Rasulullah SAW Bapak Anak Yatim
Pada Hari Raya Idul Fitri, semua datang ke tempat shalat Idul Fitri, termasuk Rasulullah Muhammad SAW. Anak-anak kecil juga berangkat. Ada yang berangkat Bersama orang tuanya, kakaknya, atau famili lain yang masih ada hubungan kerabat.
Dalam perjalanan ke tempat shalat itu, semua anak-anak bergembira, memakai baju baru, dan harum-haruman. Mereka tertawa bahagia dalam menyambut datangnya hari raya tersebut. Namun, si Fulan, anak seorang mujahid perang, bersama Nabi. Dia duduk sendiri memandangi anak-anak kecil yang bergembira tersebut.

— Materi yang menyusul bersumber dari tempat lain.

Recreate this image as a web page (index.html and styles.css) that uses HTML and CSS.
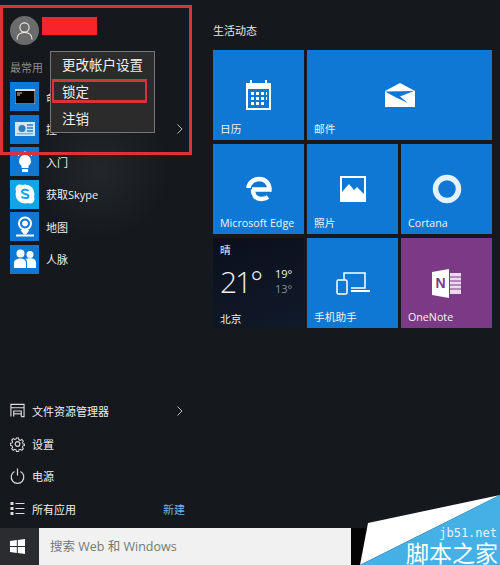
FILE: index.html
```html
<!DOCTYPE html>
<html lang="zh-CN">
<head>
  <meta charset="UTF-8">
  <title>开始菜单</title>
  <link rel="stylesheet" href="styles.css">
</head>
<body>
  <div class="start">
    <!-- Left column -->
    <div class="side">
      <div class="user">
        <div class="avatar">
          <svg width="17" height="18" viewBox="0 0 17 18" fill="none" stroke="#eee" stroke-width="1.100"><circle cx="8.500" cy="5.500" r="4.600"/><path d="M1 17.500c0-4.500 3-7 7.500-7s7.500 2.500 7.500 7"/></svg>
        </div>
        <div class="username"></div>
      </div>
      <div class="side-title">最常用</div>

      <div class="apps">
        <div class="app">
          <div class="app-icon blue">
            <svg width="20" height="15" viewBox="0 0 20 15"><rect width="20" height="15" fill="#d8d8d8"/><rect x="0.500" y="2" width="19" height="12.500" fill="#050505"/><path d="M2 4h5M2 6h3" stroke="#ccc"/></svg>
          </div>
          <span class="app-name">命</span>
        </div>
        <div class="app">
          <div class="app-icon blue">
            <svg width="20" height="15" viewBox="0 0 20 15"><rect width="20" height="14" fill="#cfe6f5"/><circle cx="7" cy="6.500" r="3.500" fill="#2a7fc0"/><path d="M12 3h6M12 6h6M12 9h6" stroke="#2a7fc0" stroke-width="1.500"/><rect x="2" y="11" width="16" height="1.500" fill="#7fb8df"/></svg>
          </div>
          <span class="app-name">控</span>
          <svg class="chevron" width="6" height="10" viewBox="0 0 6 10" fill="none" stroke="#bbb"><path d="M.5 .5L5 5 .5 9.500"/></svg>
        </div>
        <div class="app">
          <div class="app-icon blue">
            <svg width="18" height="22" viewBox="0 0 18 22" fill="#fff"><path d="M9 4a6 6 0 0 0-3.500 10.800V17h7v-2.200A6 6 0 0 0 9 4z"/><rect x="6" y="18" width="6" height="3"/><path d="M9 0v2.500M1 3l2 2M17 3l-2 2" stroke="#fff"/></svg>
          </div>
          <span class="app-name">入门</span>
        </div>
        <div class="app">
          <div class="app-icon skype">
            <svg width="22" height="22" viewBox="0 0 22 22"><circle cx="11" cy="11" r="9.500" fill="#fff"/><circle cx="6" cy="6" r="4.500" fill="#fff"/><circle cx="16" cy="16" r="4.500" fill="#fff"/><path d="M14.500 8c-1-1.500-6.500-2-6.500.8 0 2.800 6.500 1.400 6.500 4.400 0 2.600-5.500 2.400-7 .3" fill="none" stroke="#14a5e6" stroke-width="2"/></svg>
          </div>
          <span class="app-name">获取Skype</span>
        </div>
        <div class="app">
          <div class="app-icon blue">
            <svg width="20" height="22" viewBox="0 0 20 22" fill="none" stroke="#fff"><circle cx="10" cy="7.500" r="6" stroke-width="2"/><circle cx="10" cy="7.500" r="2.500" fill="#fff"/><path d="M6 14l3 4h2l3-4" fill="#fff"/><path d="M1 19.500h18" stroke-width="2"/></svg>
          </div>
          <span class="app-name">地图</span>
        </div>
        <div class="app">
          <div class="app-icon blue">
            <svg width="22" height="20" viewBox="0 0 22 20" fill="#fff"><circle cx="6.500" cy="4.500" r="4"/><circle cx="16" cy="5.500" r="3.500"/><path d="M0 19v-5c0-3 3-4.500 6.500-4.500s5.500 1.500 5.500 4.500v5zM13 19v-5.500c0-1.500-.5-3-1.500-3.700 1-.3 2.500-.6 4.500-.6 3.500 0 6 1.500 6 4.300v5.500z"/></svg>
          </div>
          <span class="app-name">人脉</span>
        </div>
      </div>

      <div class="links">
        <div class="link">
          <svg class="link-icon" width="16" height="15" viewBox="0 0 16 15" fill="none" stroke="#ddd" stroke-width="1.200"><path d="M1 14V1h14v13h-3M1 4.500h14M4 14V8h8v6"/><path d="M4 11h8"/></svg>
          <span>文件资源管理器</span>
          <svg class="chevron" width="6" height="10" viewBox="0 0 6 10" fill="none" stroke="#bbb"><path d="M.5 .5L5 5 .5 9.500"/></svg>
        </div>
        <div class="link">
          <svg class="link-icon" width="16" height="16" viewBox="0 0 16 16" fill="none" stroke="#ddd" stroke-width="1.200"><circle cx="8" cy="8" r="2.500"/><path d="M6.700 1h2.600l.4 2 1.600.7 1.800-1.100 1.800 1.800-1.100 1.800.7 1.600 2 .4v1.600l-2 .4-.7 1.600 1.100 1.800-1.800 1.800-1.800-1.100-1.600.7-.4 2H6.700l-.4-2-1.600-.7-1.800 1.100-1.800-1.800 1.100-1.800-.7-1.600-2-.4V7.200l2-.4.7-1.600-1.100-1.800 1.800-1.800 1.800 1.100 1.600-.7z" transform="translate(.8 .8) scale(.9)"/></svg>
          <span>设置</span>
        </div>
        <div class="link">
          <svg class="link-icon" width="15" height="16" viewBox="0 0 15 16" fill="none" stroke="#ddd" stroke-width="1.200"><path d="M4.500 3.500a6.300 6.300 0 1 0 6 0M7.500 0.500v7"/></svg>
          <span>电源</span>
        </div>
        <div class="link">
          <svg class="link-icon" width="14" height="14" viewBox="0 0 14 14" fill="#ddd"><rect width="3" height="3"/><rect y="5" width="3" height="3"/><rect y="10" width="3" height="3"/><rect x="5" y="1" width="9" height="1"/><rect x="5" y="6" width="9" height="1"/><rect x="5" y="11" width="9" height="1"/></svg>
          <span>所有应用</span>
          <span class="new">新建</span>
        </div>
      </div>
    </div>

    <!-- Tiles -->
    <div class="tiles-area">
      <div class="tiles-title">生活动态</div>
      <div class="tiles">
        <div class="tile">
          <svg class="tile-icon" width="25" height="30" viewBox="0 0 25 30" fill="#fff"><path d="M0 3h4V0h2v3h13V0h2v3h4v27H0zM2 9v19h21V9z"/><path d="M5 12h3v3H5zM10 12h3v3h-3zM15 12h3v3h-3zM5 17h3v3H5zM10 17h3v3h-3zM15 17h3v3h-3zM20 17h1v3h-1zM20 12h1v3h-1zM5 22h3v3H5zM10 22h3v3h-3zM15 22h3v3h-3z"/></svg>
          <span class="tile-name">日历</span>
        </div>
        <div class="tile wide">
          <svg class="tile-icon" width="30" height="24" viewBox="0 0 30 24"><path d="M0 8L15 0l15 8v16H0z" fill="#fff"/><path d="M0 8.500L29 8 15 13.500 23 20 11 14.500z" fill="#0f78d4"/></svg>
          <span class="tile-name">邮件</span>
        </div>
        <div class="tile">
          <svg class="tile-icon" width="26" height="26" viewBox="0 0 26 26" fill="none" stroke="#fff" stroke-width="4.500"><path d="M6 13.500h17.500C23.500 7 19 3 13 3 7 3 2.500 8 2.500 12"/><path d="M7 13.500c0 6 3 9.500 8 9.500 3 0 5-.5 7-2"/></svg>
          <span class="tile-name">Microsoft Edge</span>
        </div>
        <div class="tile">
          <svg class="tile-icon" width="26" height="26" viewBox="0 0 26 26" fill="#fff"><path d="M0 0h26v26H0zM2 2v14l7-8 5 6 3-3 7 7V2z" fill-rule="evenodd"/></svg>
          <span class="tile-name">照片</span>
        </div>
        <div class="tile">
          <svg class="tile-icon" width="30" height="30" viewBox="0 0 30 30" fill="none"><circle cx="15" cy="15" r="11.500" stroke="#e4f2fb" stroke-width="5.500"/></svg>
          <span class="tile-name">Cortana</span>
        </div>
        <div class="tile weather">
          <div class="weather-sky">晴</div>
          <div class="weather-temps">
            <div class="weather-now">21°</div>
            <div class="weather-range">
              <div>19°</div>
              <div class="weather-low">13°</div>
            </div>
          </div>
          <div class="weather-city">北京</div>
        </div>
        <div class="tile">
          <svg class="tile-icon" width="34" height="23" viewBox="0 0 34 23" fill="none" stroke="#fff" stroke-width="1.500"><path d="M8 8V1h21v15H15"/><path d="M15 18h19v2H15z" fill="#fff" stroke="none"/><rect x="1" y="8" width="10" height="14" rx="1.500"/></svg>
          <span class="tile-name">手机助手</span>
        </div>
        <div class="tile purple">
          <svg class="tile-icon" width="29" height="29" viewBox="0 0 29 29" fill="#fff"><path d="M0 3l17-3v29L0 26z"/><path d="M18 4h11v21H18z" fill="#e9dce9"/><path d="M18 8h11M18 12h11M18 16h11M18 20h11" stroke="#7b3a85"/><text x="3.500" y="19" font-size="14" font-weight="700" fill="#7b3a85" font-family="Liberation Sans">N</text></svg>
          <span class="tile-name">OneNote</span>
        </div>
      </div>
    </div>
  </div>

  <!-- Taskbar -->
  <div class="taskbar">
    <div class="start-btn">
      <svg width="15" height="15" viewBox="0 0 15 15" fill="#fff"><path d="M0 2l6.800-1v6H0zM7.800 1L15 0v7H7.800zM0 8h6.800v6L0 13zM7.800 8H15v7l-7.200-1z"/></svg>
    </div>
    <div class="search">搜索 Web 和 Windows</div>
  </div>

  <!-- Red annotations drawn over the screenshot -->
  <div class="mark-box"></div>
  <div class="popup">
    <div class="popup-item">更改帐户设置</div>
    <div class="popup-item">锁定</div>
    <div class="popup-item">注销</div>
  </div>
  <div class="mark-item"></div>

  <!-- Watermark -->
  <svg class="wm-shape" width="140" height="70" viewBox="0 0 140 70"><path d="M8 28L140 0 0 70z" fill="#fff"/><path d="M140 0v70H0z" fill="#45b0e6"/></svg>
  <div class="wm-url">jb51.net</div>
  <div class="wm-name">脚本之家</div>
</body>
</html>
```

FILE: styles.css
```css
/* Base */
body {
  margin: 0;
  width: 500px;
  height: 565px;
  overflow: hidden;
  position: relative;
  display: flex;
  flex-direction: column;
  background: radial-gradient(circle at 100px 170px, #23262a 0, #15181d 70px);
  color: #eee;
  font-family: "Open Sans", "Noto Sans CJK SC", sans-serif;
  font-size: 11px;
}

.start {
  flex: 1;
  display: flex;
}

/* Left column */
.side {
  width: 200px;
  padding: 16px 0 3px 10px;
  box-sizing: border-box;
  display: flex;
  flex-direction: column;
}

.user {
  display: flex;
  gap: 3px;
}

.avatar {
  width: 29px;
  height: 29px;
  border-radius: 50%;
  background-color: #6b6b6b;
  display: flex;
  align-items: center;
  justify-content: center;
}

.username {
  width: 55px;
  height: 18px;
  margin-top: 1px;
  background-color: #f4252b;
}

.side-title {
  height: 37px;
  line-height: 46px;
  font-size: 11px;
  color: #8c8c8c;
}

.apps {
  display: flex;
  flex-direction: column;
  gap: 3.6px;
}

.app {
  height: 29px;
  display: flex;
  align-items: center;
  gap: 7px;
  padding-right: 15px;
}

.app-icon {
  width: 29px;
  height: 29px;
  flex: none;
  display: flex;
  align-items: center;
  justify-content: center;
}

.blue {
  background-color: #0f78d4;
}

.skype {
  background-color: #14a5e6;
}

.chevron {
  margin-left: auto;
  margin-right: 2px;
}

.links {
  margin-top: auto;
  padding-right: 15px;
}

.link {
  height: 32.6px;
  display: flex;
  align-items: center;
  gap: 7px;
}

.link-icon {
  flex: none;
  width: 15px;
}

.new {
  margin-left: auto;
  color: #6fb3e8;
}

/* Tiles */
.tiles-area {
  padding: 22px 0 0 13px;
}

.tiles-title {
  height: 28px;
  font-size: 11px;
  line-height: 17px;
  color: #e6e6e6;
}

.tiles {
  display: grid;
  grid-template-columns: repeat(3, 91px);
  grid-auto-rows: 90px;
  gap: 4px 3px;
}

.tile {
  position: relative;
  display: flex;
  align-items: center;
  justify-content: center;
  background-color: #0f78d4;
}

.wide {
  grid-column: span 2;
}

.purple {
  background-color: #7c3a86;
}

/* label sits in the tile corner, over the tile background */
.tile-name {
  position: absolute;
  left: 7px;
  bottom: 3px;
  font-size: 10.700px;
  line-height: 16px;
  color: #f2f2f2;
}

.weather {
  display: block;
  padding: 4px 7px 0;
  background: linear-gradient(160deg, #0c0f1c, #101a2a);
}

.weather-sky,
.weather-city {
  font-size: 10.700px;
  line-height: 16px;
}

.weather-temps {
  display: flex;
  gap: 18px;
  height: 46px;
  margin-top: 4px;
}

.weather-now {
  width: 37px;
  font-weight: 300;
  font-size: 30px;
  line-height: 40px;
  letter-spacing: -2px;
}

.weather-range {
  font-size: 11px;
  line-height: 15px;
  padding-top: 4px;
}

.weather-low {
  color: #8a8f98;
}

.weather-city {
  margin-top: 3px;
}

/* Taskbar */
.taskbar {
  height: 37px;
  flex: none;
  display: flex;
  background-color: #050505;
}

.start-btn {
  width: 39px;
  padding-left: 10px;
  box-sizing: border-box;
  display: flex;
  align-items: center;
  background-color: #2a2c2f;
}

.search {
  width: 312px;
  padding-left: 11px;
  box-sizing: border-box;
  line-height: 37px;
  font-size: 12.500px;
  color: #777;
  background-color: #f1f1f1;
}

/* Overlays */
.mark-box {
  position: absolute;
  left: 0;
  top: 5px;
  width: 186px;
  height: 144px;
  border: 3px solid #dc3338;
}

.popup {
  position: absolute;
  left: 50px;
  top: 51px;
  width: 105px;
  height: 82px;
  box-sizing: border-box;
  padding-top: 1px;
  border: 1px solid #777;
  background-color: #2b2b2b;
}

.popup-item {
  height: 27px;
  line-height: 25px;
  padding-left: 11px;
  font-size: 13.500px;
  color: #f0f0f0;
}

.mark-item {
  position: absolute;
  left: 52px;
  top: 79px;
  width: 91px;
  height: 18px;
  border: 2px solid #d5353a;
  border-width: 3px 2px;
}

.wm-shape {
  position: absolute;
  right: 0;
  bottom: 0;
}

.wm-url {
  position: absolute;
  right: 3px;
  bottom: 25px;
  font-family: "DejaVu Sans Mono", monospace;
  font-size: 12px;
  line-height: 14px;
  color: #e8f4fb;
}

.wm-name {
  position: absolute;
  right: 2px;
  bottom: 1px;
  font-family: "Noto Sans CJK SC", sans-serif;
  font-size: 23px;
  line-height: 23px;
  color: #fff;
}
```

Rasulullah yang berangkat ke tempat shalat Idul Fitri di lapangan Kota Madinah bersama anak-anak yatim yang diasuhnya memperhatikan anak yang sedang menangis itu. Kemudian didekatinya anak yang duduk sendiri tersebut. Bajunya kumal dan belum mandi. Ia juga belum makan. Padahal, teman-teman sebayanya sedang bergembira menyambut datangnya hari raya itu.
“Hai anak kecil, mengapa kamu menangis, tidak berbahagia seperti anak-anak sebayamu?” tanya Rasulullah kepada anak kecil itu.

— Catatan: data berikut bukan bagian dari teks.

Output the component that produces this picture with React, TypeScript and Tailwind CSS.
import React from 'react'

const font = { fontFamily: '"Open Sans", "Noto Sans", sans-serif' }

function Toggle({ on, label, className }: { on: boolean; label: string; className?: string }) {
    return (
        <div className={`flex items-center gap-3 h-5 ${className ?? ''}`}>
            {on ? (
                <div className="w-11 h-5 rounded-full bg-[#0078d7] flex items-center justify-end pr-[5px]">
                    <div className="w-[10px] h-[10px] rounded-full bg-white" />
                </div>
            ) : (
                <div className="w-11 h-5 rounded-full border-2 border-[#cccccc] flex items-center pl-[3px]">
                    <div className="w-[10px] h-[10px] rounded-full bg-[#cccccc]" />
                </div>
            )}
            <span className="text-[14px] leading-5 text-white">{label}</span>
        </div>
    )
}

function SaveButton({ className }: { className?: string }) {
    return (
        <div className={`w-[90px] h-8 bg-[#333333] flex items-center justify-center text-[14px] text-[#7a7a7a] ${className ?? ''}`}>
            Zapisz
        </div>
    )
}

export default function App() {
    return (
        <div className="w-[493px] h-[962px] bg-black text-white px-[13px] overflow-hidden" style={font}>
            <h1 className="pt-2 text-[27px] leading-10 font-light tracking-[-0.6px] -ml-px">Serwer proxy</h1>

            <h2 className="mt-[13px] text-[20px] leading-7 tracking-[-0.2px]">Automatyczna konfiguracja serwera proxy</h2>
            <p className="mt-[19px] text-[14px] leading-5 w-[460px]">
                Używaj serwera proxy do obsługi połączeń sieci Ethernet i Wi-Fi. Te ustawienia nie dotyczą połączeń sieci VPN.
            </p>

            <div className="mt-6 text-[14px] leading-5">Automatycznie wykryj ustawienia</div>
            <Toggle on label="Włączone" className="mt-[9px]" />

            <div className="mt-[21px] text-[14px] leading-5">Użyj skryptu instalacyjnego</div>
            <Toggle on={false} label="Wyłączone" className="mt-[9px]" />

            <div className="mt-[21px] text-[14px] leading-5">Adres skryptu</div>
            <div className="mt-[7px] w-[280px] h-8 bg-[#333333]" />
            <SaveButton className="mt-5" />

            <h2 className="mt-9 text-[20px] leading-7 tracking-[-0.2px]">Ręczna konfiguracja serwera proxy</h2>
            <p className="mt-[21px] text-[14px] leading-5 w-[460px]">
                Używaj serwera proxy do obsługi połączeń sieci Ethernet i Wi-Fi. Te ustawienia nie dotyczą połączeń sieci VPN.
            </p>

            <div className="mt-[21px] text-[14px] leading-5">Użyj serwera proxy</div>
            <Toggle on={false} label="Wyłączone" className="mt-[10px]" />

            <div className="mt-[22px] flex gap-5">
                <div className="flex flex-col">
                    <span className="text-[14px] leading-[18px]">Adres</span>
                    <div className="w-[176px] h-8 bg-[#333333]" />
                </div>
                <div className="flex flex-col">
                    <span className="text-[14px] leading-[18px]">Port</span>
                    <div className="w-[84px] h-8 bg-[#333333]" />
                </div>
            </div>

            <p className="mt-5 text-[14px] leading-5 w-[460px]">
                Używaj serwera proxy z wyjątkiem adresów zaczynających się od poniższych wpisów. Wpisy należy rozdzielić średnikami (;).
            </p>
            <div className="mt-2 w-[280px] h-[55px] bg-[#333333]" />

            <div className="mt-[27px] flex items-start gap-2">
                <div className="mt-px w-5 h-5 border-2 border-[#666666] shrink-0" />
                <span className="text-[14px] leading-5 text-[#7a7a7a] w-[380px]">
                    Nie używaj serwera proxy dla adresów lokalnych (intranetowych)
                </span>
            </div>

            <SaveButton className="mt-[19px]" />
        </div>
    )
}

Anak kecil tersebut tidak tahu bahwa yang bertanya itu seorang nabi yang memiliki banyak anak yatim. Sambil menangis, anak kecil itu menjawab pertanyaan Nabi Muhammad.

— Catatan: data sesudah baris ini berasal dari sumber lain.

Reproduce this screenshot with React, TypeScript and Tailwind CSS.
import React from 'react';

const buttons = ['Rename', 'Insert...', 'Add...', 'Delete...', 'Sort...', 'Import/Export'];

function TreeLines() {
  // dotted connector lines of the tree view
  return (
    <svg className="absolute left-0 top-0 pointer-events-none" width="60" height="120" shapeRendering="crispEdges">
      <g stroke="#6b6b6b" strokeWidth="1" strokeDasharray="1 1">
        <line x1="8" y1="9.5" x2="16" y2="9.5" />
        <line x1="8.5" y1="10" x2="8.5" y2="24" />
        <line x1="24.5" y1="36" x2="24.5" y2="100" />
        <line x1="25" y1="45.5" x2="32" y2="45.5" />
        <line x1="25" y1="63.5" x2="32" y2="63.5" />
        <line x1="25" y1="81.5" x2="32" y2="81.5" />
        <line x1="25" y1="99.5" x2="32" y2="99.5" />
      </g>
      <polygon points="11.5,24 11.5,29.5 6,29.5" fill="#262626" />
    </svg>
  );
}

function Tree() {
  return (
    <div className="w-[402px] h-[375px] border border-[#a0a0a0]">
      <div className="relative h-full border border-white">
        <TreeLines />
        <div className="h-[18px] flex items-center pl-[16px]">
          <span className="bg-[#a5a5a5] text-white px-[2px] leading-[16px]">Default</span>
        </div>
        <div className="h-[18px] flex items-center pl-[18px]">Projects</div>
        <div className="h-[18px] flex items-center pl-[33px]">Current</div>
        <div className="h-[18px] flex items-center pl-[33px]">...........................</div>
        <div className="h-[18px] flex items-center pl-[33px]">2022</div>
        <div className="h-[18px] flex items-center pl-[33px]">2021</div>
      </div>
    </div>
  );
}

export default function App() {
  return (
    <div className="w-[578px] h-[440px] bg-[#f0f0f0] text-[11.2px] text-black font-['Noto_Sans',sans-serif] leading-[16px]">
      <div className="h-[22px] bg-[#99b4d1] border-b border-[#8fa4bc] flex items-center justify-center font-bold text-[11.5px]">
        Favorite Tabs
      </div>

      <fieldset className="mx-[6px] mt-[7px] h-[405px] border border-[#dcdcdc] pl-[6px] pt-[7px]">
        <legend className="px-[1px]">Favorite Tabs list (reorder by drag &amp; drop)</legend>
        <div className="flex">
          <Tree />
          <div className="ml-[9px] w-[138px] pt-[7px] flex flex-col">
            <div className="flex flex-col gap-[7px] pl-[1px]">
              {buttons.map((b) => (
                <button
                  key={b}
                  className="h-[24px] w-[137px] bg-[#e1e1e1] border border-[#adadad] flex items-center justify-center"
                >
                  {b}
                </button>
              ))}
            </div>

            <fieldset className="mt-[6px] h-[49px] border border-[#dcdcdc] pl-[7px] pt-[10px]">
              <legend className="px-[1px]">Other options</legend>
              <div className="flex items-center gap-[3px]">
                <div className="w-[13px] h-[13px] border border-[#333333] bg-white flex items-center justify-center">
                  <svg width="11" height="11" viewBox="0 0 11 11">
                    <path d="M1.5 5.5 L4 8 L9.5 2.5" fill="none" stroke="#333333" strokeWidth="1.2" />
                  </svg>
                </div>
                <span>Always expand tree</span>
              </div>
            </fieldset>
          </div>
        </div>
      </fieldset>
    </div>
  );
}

”Hai Bapak, saya ini anak dari seorang mujahid yang meninggal bersama Nabi dalam perang. Kemudian ibuku kawin lagi. Ayah tiriku mengusir aku. Maka, aku tidak ikut pergi ke tempat shalat Idul Fitri. Tidak ikut bersuka cita seperti anak-anak kecil sebayaku,” ujarnya.
Mendengar jawaban itu, Rasulullah Muhammad menawarkan pada anak kecil tersebut dan berkata, ”Hai anak kecil maukah kamu menjadikan Muhammad sebagai ayahmu, Aisyah sebagai ibumu, Ali sebagai pamanmu, Hasan dan Husain sebagai saudaramu, dan Fatimah sebagai saudara perempuanmu?”
Mendengar pertanyaan itu, anak kecil tersebut baru tahu bahwa yang ada di hadapannya adalah Nabi Muhammad dan dia pun menjawab mau menjadikan Rasulullah sebagai ayahnya, Aisyah sebagai ibunya, Ali bin Abi Tholib sebagai paman, Hasan dan Husain sebagai saudara, dan Fatimah sebagai saudara perempuan.
Maka, anak kecil itu dibawa pulang oleh Rasulullah. Dia diminta mandi, diberinya pakaian yang bagus, diberinya harum-haruman, dan dia pun pergi shalat Idul Fitri bersama Rasulullah. Ia pun sangat gembira dan sangat bangga sebagai saudara Nabi Muhammad.
Teman-teman sebanyanya sangat heran dengan tingkah polahnya dan ada yang bertanya kepadanya, ”Kamu tadi menangis, tapi sekarang tersenyum ceria. Kamu tadi memakai baju kumal dan jelek, sekarang kamu memaki baju bagus dan harum. Kamu tadi belum mandi, sekarang telah mandi, dan telah bersisir rapi.”
Anak itu menjawab bahwa dirinya telah diangkat sebagai anak oleh Nabi Muhammad.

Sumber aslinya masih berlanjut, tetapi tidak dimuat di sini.